I'm reading binary files and here is a sample:
public static byte[] ReadFully(Stream input)
{
byte[] buffer = new byte[16*1024];
int read;
while ((read = input.Read(buffer, 0, buffer.Length)) > 0)
{
......
}
}
Obviously the buffer size (16*1024) has a great role in performance. I've read that it depends on the I/O technology (SATA, SSD, SCSI, etc.) and also the fragment size of the partition which file exists on it (we can define during the formatting the partition).
But here is the question:
Is there any formula or best practice to define the buffer size? Right now, I'm defining based on trial-and-error.
Edit:
I've tested the application on my server with different buffer sizes, and I get the best performance with 4095*256*16 (16 MB)!!! 4096 is 4 seconds slower.
Here are some older posts which are very helpful but I can't still get the reason:
Faster (unsafe) BinaryReader in .NET
Optimum file buffer read size?
File I/O with streams - best memory buffer size
How do you determine the ideal buffer size when using FileInputStream?
"Sequential File Programming Patterns and Performance with .NET" is a great article in I/O performance improvement.

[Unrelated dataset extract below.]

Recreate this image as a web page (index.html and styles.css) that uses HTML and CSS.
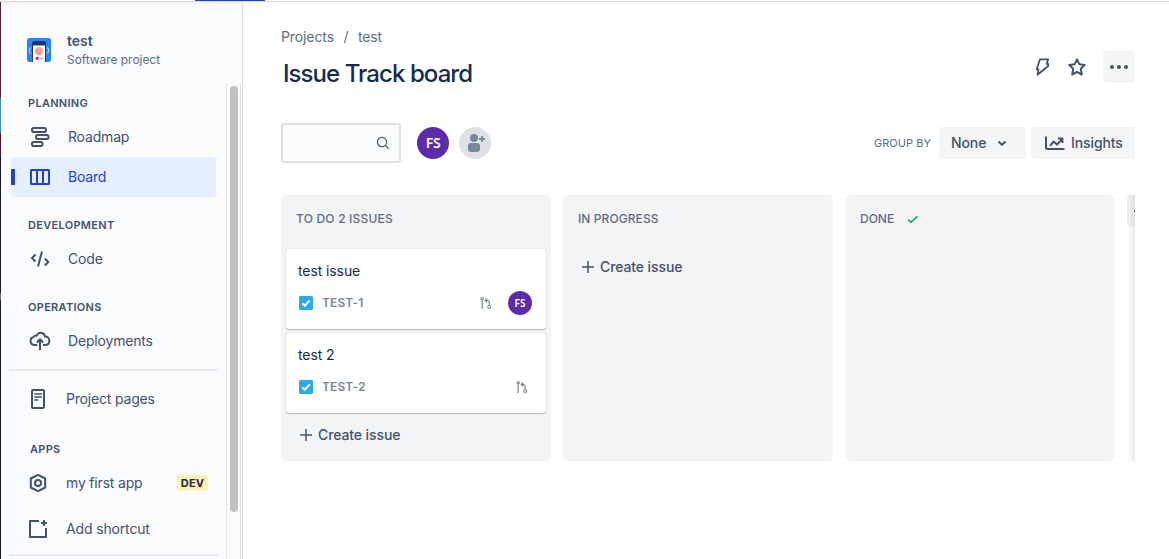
FILE: index.html
```html
<!DOCTYPE html>
<html lang="en">
<head>
<meta charset="utf-8">
<title>Issue Track board</title>
<link rel="stylesheet" href="styles.css">
</head>
<body>
<div class="topbar"><span class="topbar-tab"></span></div>
<div class="app">
  <div class="desktop-edge"></div>
  <aside class="sidebar">
    <header class="project">
      <svg class="project-logo" width="24" height="24" viewBox="0 0 24 24">
        <rect width="24" height="24" rx="2.500" fill="#2684ff"/>
        <path d="M5 24V5.500Q5 3 7.500 3h9Q19 3 19 5.500V24z" fill="#253858"/>
        <path d="M6 7.500h12v16.500h-12z" fill="#fff"/>
        <circle cx="12" cy="13.300" r="4.300" fill="#ffab9b"/>
        <path d="M9.500 12.600h1.500M13 12.600h1.500M10.500 14.500l1.500.8 1.500-.8" stroke="#c4605a" stroke-width=".7" fill="none"/>
        <rect x="8.700" y="19" width="2.800" height="2.800" rx=".5" fill="#f5193d"/>
        <rect x="13" y="19" width="2.800" height="2.800" rx=".5" fill="#a9cdf8"/>
        <path d="M3.700 9.500Q1 12.500 3.700 15.500M20.300 9.500Q23 12.500 20.300 15.500" stroke="#b3d4ff" stroke-width="1.200" fill="none"/>
      </svg>
      <div class="project-text">
        <div class="project-name">test</div>
        <div class="project-type">Software project</div>
      </div>
    </header>
    <div class="nav-scroll">
      <nav class="nav">
        <h2 class="nav-heading">PLANNING</h2>
        <a class="nav-item"><svg class="icon" viewBox="0 0 24 24"><g class="stroke"><rect x="4" y="3" width="14" height="4" rx="1.800"/><rect x="8" y="10" width="12.500" height="4" rx="1.800"/><rect x="4" y="17" width="10.500" height="4" rx="1.800"/></g></svg><span>Roadmap</span></a>
        <a class="nav-item nav-item-active"><svg class="icon" viewBox="0 0 24 24"><rect class="stroke" x="3" y="5" width="18" height="14" rx=".5"/><path class="stroke" d="M9 5v14M15 5v14"/></svg><span>Board</span></a>
        <h2 class="nav-heading gap">DEVELOPMENT</h2>
        <a class="nav-item"><svg class="icon" viewBox="0 0 24 24"><path class="stroke" d="M7.500 7.500L4 11l3.500 3.500M14 4.500L10 19.500M16.800 11.500l3.500 3.500-3.500 3.500"/></svg><span>Code</span></a>
        <h2 class="nav-heading gap">OPERATIONS</h2>
        <a class="nav-item"><svg class="icon" viewBox="0 0 24 24"><path class="stroke" d="M9.200 16H6.500a4 4 0 0 1-.8-7.900C6.500 6.500 8 6.300 8.800 6.600 10 4.200 12 3.500 13.800 4c2 .5 3 2 3.200 3.600 2.500 0 4.300 1.800 4.300 4.200 0 2.500-1.800 4.200-4.200 4.200H15M12 21V10.500M8.800 13.500L12 10.300l3.200 3.200"/></svg><span>Deployments</span></a>
        <hr class="divider">
        <a class="nav-item nudged"><svg class="icon" viewBox="0 0 24 24"><rect class="stroke" x="6" y="3" width="12" height="18" rx="1"/><path class="stroke thin" d="M8.300 7h7.700M8.300 10h7.700M8.300 13h4"/></svg><span>Project pages</span></a>
        <h2 class="nav-heading gap nudged-heading">APPS</h2>
        <a class="nav-item nudged"><svg class="icon" viewBox="0 0 24 24"><path class="stroke" d="M12 3.800l7.200 3.700v9L12 20.200l-7.200-3.700v-9z"/><circle class="stroke" cx="12" cy="12" r="3"/></svg><span>my first app</span><b class="dev">DEV</b></a>
        <a class="nav-item nudged shortcut"><svg class="icon" viewBox="0 0 24 24"><path class="stroke" d="M13 4H4v16h16v-9"/><path class="stroke" d="M18 3v6M15 6h6"/></svg><span>Add shortcut</span></a>
        <hr class="divider last">
      </nav>
      <div class="scrollbar"><div class="thumb"></div></div>
    </div>
  </aside>
  <main class="main">
    <div class="crumbs"><span>Projects</span><span>/</span><span>test</span></div>
    <div class="title-row">
      <h1 class="title">Issue Track board</h1>
      <div class="actions">
        <svg width="20" height="20" viewBox="0 0 20 20"><path class="stroke bolt" d="M8 2.300h8.200l-1.500 4.500h1.500V9L5.500 17.800l1-5.500H4.700z"/></svg>
        <svg width="20" height="20" viewBox="0 0 20 20"><path class="stroke" d="M10 2.300l2.300 4.900 5.500.7-4 3.900 1 5.700L10 14.900l-4.800 2.600 1-5.700-4-3.900 5.500-.7z"/></svg>
        <button class="btn more"><svg width="20" height="6" viewBox="0 0 20 6"><circle cx="3" cy="3" r="2"/><circle cx="10" cy="3" r="2"/><circle cx="17" cy="3" r="2"/></svg></button>
      </div>
    </div>
    <div class="toolbar">
      <div class="search"><svg width="14" height="14" viewBox="0 0 14 14"><circle class="stroke slim" cx="6" cy="6" r="4.600"/><path class="stroke slim" d="M9.400 9.400l3.400 3.400"/></svg></div>
      <span class="avatar"><span>FS</span></span>
      <span class="avatar add"><svg width="20" height="20" viewBox="0 0 20 20"><circle cx="8" cy="5" r="4"/><rect x="2" y="10" width="12" height="9" rx="3"/><path d="M16 3v6M13 6h6" stroke="#7a869a" stroke-width="1.800"/></svg></span>
      <span class="group-label">GROUP BY</span>
      <button class="btn none"><span>None</span><svg width="10" height="8" viewBox="0 0 10 8"><path class="stroke" d="M1.500 2.500L5 5.800l3.500-3.300"/></svg></button>
      <button class="btn insights"><svg width="20" height="16" viewBox="0 0 20 16"><path class="stroke" d="M1 1.500v11q0 1.500 1.500 1.500H19.500M5 10.800l3.500-4.200 3.500 3 5-5.500M12.800 3.500h4.600V8"/></svg><span>Insights</span></button>
    </div>
    <div class="columns">
      <section class="column">
        <h3 class="column-title title-todo">TO DO 2 ISSUES</h3>
        <article class="card">
          <div class="card-title">test issue</div>
          <div class="card-foot"><svg class="task" viewBox="0 0 14 14"><rect width="14" height="14" rx="1.500" fill="#2aa9ec"/><path d="M3.300 7.200l2.500 2.500 4.900-5.300" stroke="#fff" stroke-width="2" fill="none"/></svg><span class="key">TEST-1</span>
            <svg class="pr" viewBox="0 0 14 14"><circle cx="3.200" cy="2.700" r="1.200"/><path d="M3.200 4v9M10.200 9.500V6q0-1.500-1.500-1.500H6.500M8.200 2.500l-2 2 2 2"/><circle cx="10.200" cy="11" r="1.500"/></svg>
            <span class="avatar small"><span>FS</span></span></div>
        </article>
        <article class="card">
          <div class="card-title">test 2</div>
          <div class="card-foot"><svg class="task" viewBox="0 0 14 14"><rect width="14" height="14" rx="1.500" fill="#2aa9ec"/><path d="M3.300 7.200l2.500 2.500 4.900-5.300" stroke="#fff" stroke-width="2" fill="none"/></svg><span class="key">TEST-2</span>
            <svg class="pr pr-end" viewBox="0 0 14 14"><circle cx="3.200" cy="2.700" r="1.200"/><path d="M3.200 4v9M10.200 9.500V6q0-1.500-1.500-1.500H6.500M8.200 2.500l-2 2 2 2"/><circle cx="10.200" cy="11" r="1.500"/></svg></div>
        </article>
        <div class="create"><svg width="12" height="12" viewBox="0 0 12 12"><path d="M6 0v12M0 6h12"/></svg><span>Create issue</span></div>
      </section>
      <section class="column">
        <h3 class="column-title title-progress">IN PROGRESS</h3>
        <div class="create"><svg width="12" height="12" viewBox="0 0 12 12"><path d="M6 0v12M0 6h12"/></svg><span>Create issue</span></div>
      </section>
      <section class="column">
        <h3 class="column-title"><span>DONE</span><svg width="12" height="10" viewBox="0 0 12 10"><path d="M1 5.500l3 2.800 6.500-6" stroke="#00a06b" stroke-width="1.500" fill="none"/></svg></h3>
      </section>
      <div class="add-column"><div class="add-button"><i></i></div></div>
    </div>
  </main>
</div>
</body>
</html>
```

FILE: styles.css
```css
* { box-sizing: border-box; }
body { margin: 0; width: 1169px; height: 559px; overflow: hidden; display: flex; flex-direction: column; background: #fff; color: #42526e; font: 14px/20px Inter, "Liberation Sans", sans-serif; letter-spacing: -.1px; }
h1, h2, h3 { margin: 0; }
svg { flex: none; display: block; }
.stroke { fill: none; stroke: currentColor; stroke-width: 2; stroke-linejoin: round; }
.stroke.thin { stroke-width: 1.700; }
.stroke.slim { stroke-width: 1.200; }
.stroke.bolt { stroke-width: 1.800; }

.topbar { height: 2px; flex: none; padding-left: 195px; border-bottom: 1px solid #d9dbe0; }
.topbar-tab { display: block; width: 70px; height: 1px; background: #1d3fd0; }
.app { flex: 1; min-height: 0; display: flex; }
.desktop-edge { width: 1px; background: linear-gradient(#572429 0 95px, #3b91b1 97px 130px, #57151f 132px 152px, #171525 154px 290px, #777 292px 297px, #101820 299px); }

.sidebar { width: 242px; display: flex; flex-direction: column; background: #fafbfc; border-right: 1px solid #dfe0e4; box-shadow: inset 0 3px 3px -2px #0000000f; }
.project { height: 81px; flex: none; display: flex; gap: 16px; padding: 30px 0 0 26px; }
.project-logo { margin-top: 6px; }
.project-name { font-weight: 600; line-height: 18px; letter-spacing: 0; }
.project-type { padding-top: 1px; font-size: 12px; line-height: 18px; color: #5e6c84; letter-spacing: -.05px; }
.nav-scroll { flex: 1; min-height: 0; display: flex; }
.nav { width: 225px; padding: 10px 10px 0; overflow: hidden; }
.nav-heading { height: 20px; margin-bottom: 4px; padding-left: 17px; font-size: 11px; line-height: 20px; font-weight: 600; letter-spacing: .3px; }
.nav-heading.gap { margin-top: 18px; }
.nav-heading.nudged-heading { margin-top: 20px; padding-left: 19px; }
.nav-item { height: 40px; display: flex; align-items: center; gap: 16px; padding-left: 17px; border-radius: 3px; letter-spacing: -.18px; }
.nav-item > .icon { width: 24px; height: 24px; }
.nav-item-active { color: #1d43cf; background: linear-gradient(#1d43cf, #1d43cf) 0 12px / 4px 16px no-repeat #e5efff; }
.nav-item.nudged { padding-left: 15px; }
.nav-item.shortcut { margin-top: 6px; letter-spacing: -.15px; }
.divider { height: 2px; margin: 8px 0 8px -2px; width: 209px; border: 0; background: #e8eaef; }
.divider.last { margin: 5px 0 0 -2px; }
.dev { width: 31px; height: 16px; margin-left: auto; margin-right: 8px; border-radius: 3px; background: #fff0b3; color: #172b4d; font-size: 11px; line-height: 16px; font-weight: 700; letter-spacing: .2px; text-align: center; }
.scrollbar { width: 15px; border: solid #e4e5e7; border-width: 0 1px; padding: 3px 0 0 3px; }
.thumb { width: 8px; height: 426px; border-radius: 4px; background: #c1c1c1; }

.main { width: 892px; padding: 25px 0 0 38px; }
.crumbs { display: flex; gap: 9.500px; color: #5e6c84; }
.title-row { width: 854px; height: 32px; margin-top: 4px; display: flex; align-items: center; justify-content: space-between; }
.title { padding: 14px 0 0 2px; font-size: 24px; line-height: 32px; font-weight: 500; color: #172b4d; letter-spacing: -.93px; }
.actions { display: flex; align-items: center; gap: 15px; }
.btn { height: 32px; padding: 0; border: 0; border-radius: 3px; background: #f4f5f7; color: #42526e; font: 500 14px/20px Inter, sans-serif; letter-spacing: -.1px; display: flex; align-items: center; }
.more { width: 32px; margin-left: 1px; justify-content: center; }
.more svg { fill: currentColor; }
.toolbar { width: 854px; height: 40px; margin-top: 40px; display: flex; align-items: center; }
.search { width: 120px; height: 40px; padding-right: 9px; border: 2px solid #dfe1e6; border-radius: 3px; background: #fafbfc; display: flex; align-items: center; justify-content: flex-end; }
.avatar { width: 32px; height: 32px; margin-left: 16px; border-radius: 50%; background: #5d2caa; color: #fff; font: 600 14px/32px "Noto Sans", sans-serif; letter-spacing: -.3px; text-align: center; }
.avatar.add { margin-left: 10px; display: flex; align-items: center; justify-content: center; background: #dfe1e6; }
.avatar.add svg { fill: #7a869a; margin-left: 2px; }
.group-label { margin-left: auto; margin-right: 8px; font-size: 11px; color: #5e6c84; letter-spacing: .05px; }
.none { width: 87px; padding-left: 12px; gap: 11px; margin-right: 5px; }
.insights { width: 104px; padding-left: 14px; gap: 6px; }

.columns { width: 854px; height: 266px; margin-top: 32px; display: flex; gap: 12px; overflow: hidden; }
.column { width: 270px; flex: none; padding: 0 5px; border-radius: 5px; background: #f3f4f6; }
.column-title { height: 54px; padding: 4px 10px 10px; display: flex; align-items: center; gap: 13px; font-size: 12px; font-weight: 500; color: #5e6c84; letter-spacing: 0; }
.title-todo { letter-spacing: .2px; }
.title-progress { letter-spacing: .08px; }
.card { height: 80px; margin-bottom: 4px; padding: 12px 14px 0 12px; background: #fff; border-radius: 3px; box-shadow: 0 1px 1px #091e4240, 0 0 1px #091e4240; color: #172b4d; }
.card-foot { height: 24px; margin-top: 10px; padding-left: 1px; display: flex; align-items: center; }
.task { width: 14px; height: 14px; }
.key { margin-left: 9px; font-size: 12px; font-weight: 600; color: #7a869a; letter-spacing: .1px; }
.pr { width: 14px; height: 14px; margin-left: auto; margin-right: 1px; fill: none; stroke: #7a869a; stroke-width: 1.200; }
.pr-end { margin-right: 3px; }
.avatar.small { width: 24px; height: 24px; margin-left: 14px; font-size: 10px; line-height: 24px; letter-spacing: 0; }
.create { height: 36px; padding-left: 14px; display: flex; align-items: center; gap: 6px; font-weight: 500; }
.create svg { stroke: currentColor; stroke-width: 1.500; fill: none; }
.add-column { width: 8px; flex: none; background: linear-gradient(90deg, #fff, #ebecf0); }
.add-button { height: 32px; display: flex; justify-content: flex-end; padding-top: 15px; border-radius: 3px 0 0 3px; background: linear-gradient(90deg, #f1f2f4, #e0e2e7); }
.add-button i { width: 1px; height: 2px; background: #42526e; }
```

In page 8 of this PDF file, it shows that the bandwidth for buffer size bigger than eight bytes, is constant. Consider that the article has been written in 2004 and the hard disk drive is "Maxtor 250 GB 7200 RPM SATA disk" and the result should be different by latest I/O technologies.
If you are looking for the best performance take a look at pinvoke.net or the page 9 of the PDF file, the un-buffered file performance measurements shows better results:
In un-buffered I/O, the disk data moves directly between the
application’s address space and the device without any intermediate
copying.
Summary
- For single disks, use the defaults of the .NET framework – they deliver excellent performance for sequential file access.
- Pre-allocate large sequential files (using the SetLength() method) when the file is created. This typically improves speed by about 13% when compared to a fragmented file.
- At least for now, disk arrays require un-buffered I/O to achieve the highest performance - buffered I/O can be eight times slower than un-buffered I/O. We expect this problem will be addressed in later releases of the .NET framework.
- If you do your own buffering, use large request sizes (64 KB is a good place to start). Using the .NET framework, a single processor can read and write a disk array at over 800 Mbytes/s using un-buffered I/O.
There is no best or worst buffer size, but you have to look at the some aspects.
As you are using C#, so you run on Windows, Windows uses NTFS and its page size is 4 MB, so it is advisable to use multiples of 4096. So your buffer size is 16*1024 = 4*4096
, and it is a good choice, but to say if it is better or worse than 16*4096
we cannot say.
Everything depends on the situation and the requirements for program. Remember here you cannot choose the best option, but only some better. I recommend to use 4096
, but also you could use your own 4*4096
or even 16*4096
, but remember, that this buffer will be allocated on the heap, so its allocation takes some time, so you don't want to allocate a big buffer, for example 128*4096
.